Here is an updated view for 2014 with a brief historical explanation.
In the early days of search engines, Google seems to be the focus here and so I will speak to Google, the methods of determining the site and page subject was to evaluate several things from the links to a page, the
title tag, the header tags primarily the
h1 tag, for a period the
description meta-tag, and the content particularly the top about 200k (or so no one really knew for sure) of text for clues. Later, the entire text was examined. The only real mechanism was to measure the number of words found on a particular page and HTML elements and weigh them accordingly to determine a topic by recognizing words, phrases, and associating them with other uses to identify the topic. With this, the strength of the supposed topic was weighed using the literal count of the recognizable topic keywords and phrases. But since Google used machine learning methods, anything not easily recognizable would be simply weighed by word count at the very least. This was a good method for a time.
Then came the various methods of gaming this system.
In 2008 with the introduction of Scholar, Google realized the value of citations and began to recognize the power of hidden connections in documents not recognized before. This caused a shift in how Google would ultimately recognize topics and value of content. Scholar, as it existed, was moved into the regular Google algorithms and a shift from traditional weighting to something more analytical focusing on relationships and recognizable patterns in context began to take shape. This was a process that evolved and improved significantly over a number of years.

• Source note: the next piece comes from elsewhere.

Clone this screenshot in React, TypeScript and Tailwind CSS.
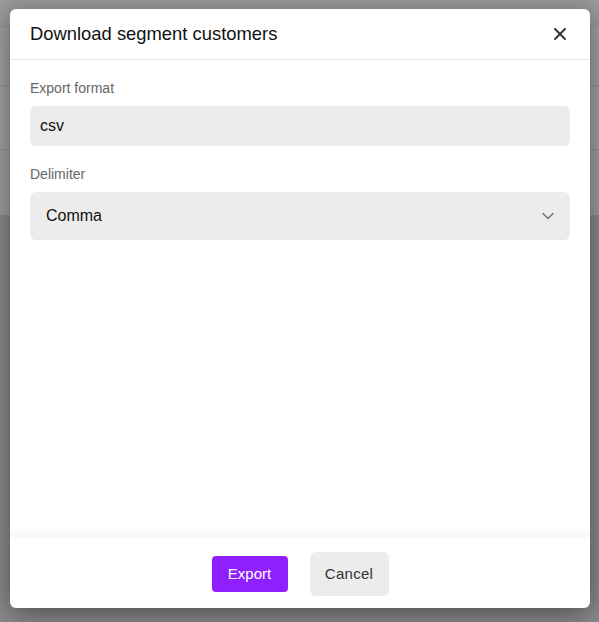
import { X, ChevronDown } from "lucide-react";

export default function App() {
  return (
    <div className="relative h-[622px] w-full overflow-hidden bg-[#8b8b8b] font-['Liberation_Sans',Arial,sans-serif]">
      {/* dimmed page underneath */}
      <div className="flex flex-col">
        <div className="h-[28px] bg-[#9b9b9b]" />
        <div className="h-[58px] border-b border-[#8f8f8f] bg-[#a2a2a2]" />
        <div className="h-[64px] border-b border-[#8f8f8f] bg-[#a2a2a2]" />
        <div className="h-[65px] bg-[#9f9f9f]" />
      </div>

      {/* dialog */}
      <div className="absolute left-[10px] top-[9px] flex h-[599px] w-[580px] flex-col overflow-hidden rounded-md bg-white shadow-[0_6px_28px_rgba(0,0,0,0.45)]">
        <div className="flex h-[51px] items-center justify-between border-b border-[#e6e6e6] px-5">
          <h2 className="text-[18.4px] text-[#111]">Download segment customers</h2>
          <button className="text-[#333]">
            <X size={20} strokeWidth={2.4} />
          </button>
        </div>

        <div className="flex flex-1 flex-col px-5 pt-[18px]">
          <label className="text-[14px] leading-5 text-[#666]">Export format</label>
          <div className="mt-2 flex h-10 items-center rounded-md bg-[#ececec] px-[10px] text-[16px] text-[#111]">
            csv
          </div>

          <label className="mt-[18px] text-[14px] leading-5 text-[#666]">Delimiter</label>
          <div className="mt-2 flex h-12 items-center justify-between rounded-md bg-[#ececec] pl-4 pr-3 text-[16px] text-[#111]">
            <span>Comma</span>
            <ChevronDown size={20} strokeWidth={1.9} className="text-[#777]" />
          </div>
        </div>

        <div className="flex h-[70px] items-center justify-center gap-[22px] pt-[2px] shadow-[0_-5px_8px_rgba(0,0,0,0.045)]">
          <button className="h-9 w-[76px] rounded bg-[#8f1fff] text-[15px] text-white">
            Export
          </button>
          <button className="h-11 w-[79px] rounded-md bg-[#ececec] text-[15px] tracking-[0.3px] text-[#333]">
            Cancel
          </button>
        </div>
      </div>
    </div>
  );
}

There is an argument over whether keyword density was ever really a factor thus raising the notion that keyword density was a myth. Both sides of the argument had merits. For a while, it was necessary to maintain a certain keyword density to compete, but too much density was 1: easily recognized for what it was, and 2: counter productive yielding in too little gain if any. The magic number has been argued of course. For a keyword to achieve an appropriate density to properly be recognized as having value would vary radically depending upon the number of words on the page leaving open speculation as to what density was optimal for any word. The fact of the matter was, that for any word to achieve the recommended percentage density (according to SEO experts at the time), the word would have to used an inordinate number of times. The longer the page, the more ridiculous the word count would have to be.
But now the game has changed.
After much earned criticisms and some not so well deserved, Google found it's way into removing keyword density as a factor though some elements of the original algorithm will seem familiar.
Keyword density is no longer a factor though keywords remain important. Instead of density, usage of keywords in links,
h1 tags (as well as other header tags), and throughout content has become important. But because citation indexing is more prevalent and has matured to such a high state, a more natural writing of the content is now required. Each word is evaluated within context to other words, some by proximity and others by relational word/phrase indexing, so that the topic and value of a page can be better determined if and only if the content was written to be read by humans and not evaluated by machines. Google moved from evaluating content like a machine exclusively with mathematical algorithms to evaluating content closer to how humans actually evaluate content which was the goal. In short, these days, even if you were to get away with it, keyword density actually has no place in how content is evaluated anymore. Sure there are some gotchas and bumps along the road. No system is perfect. But it is improving.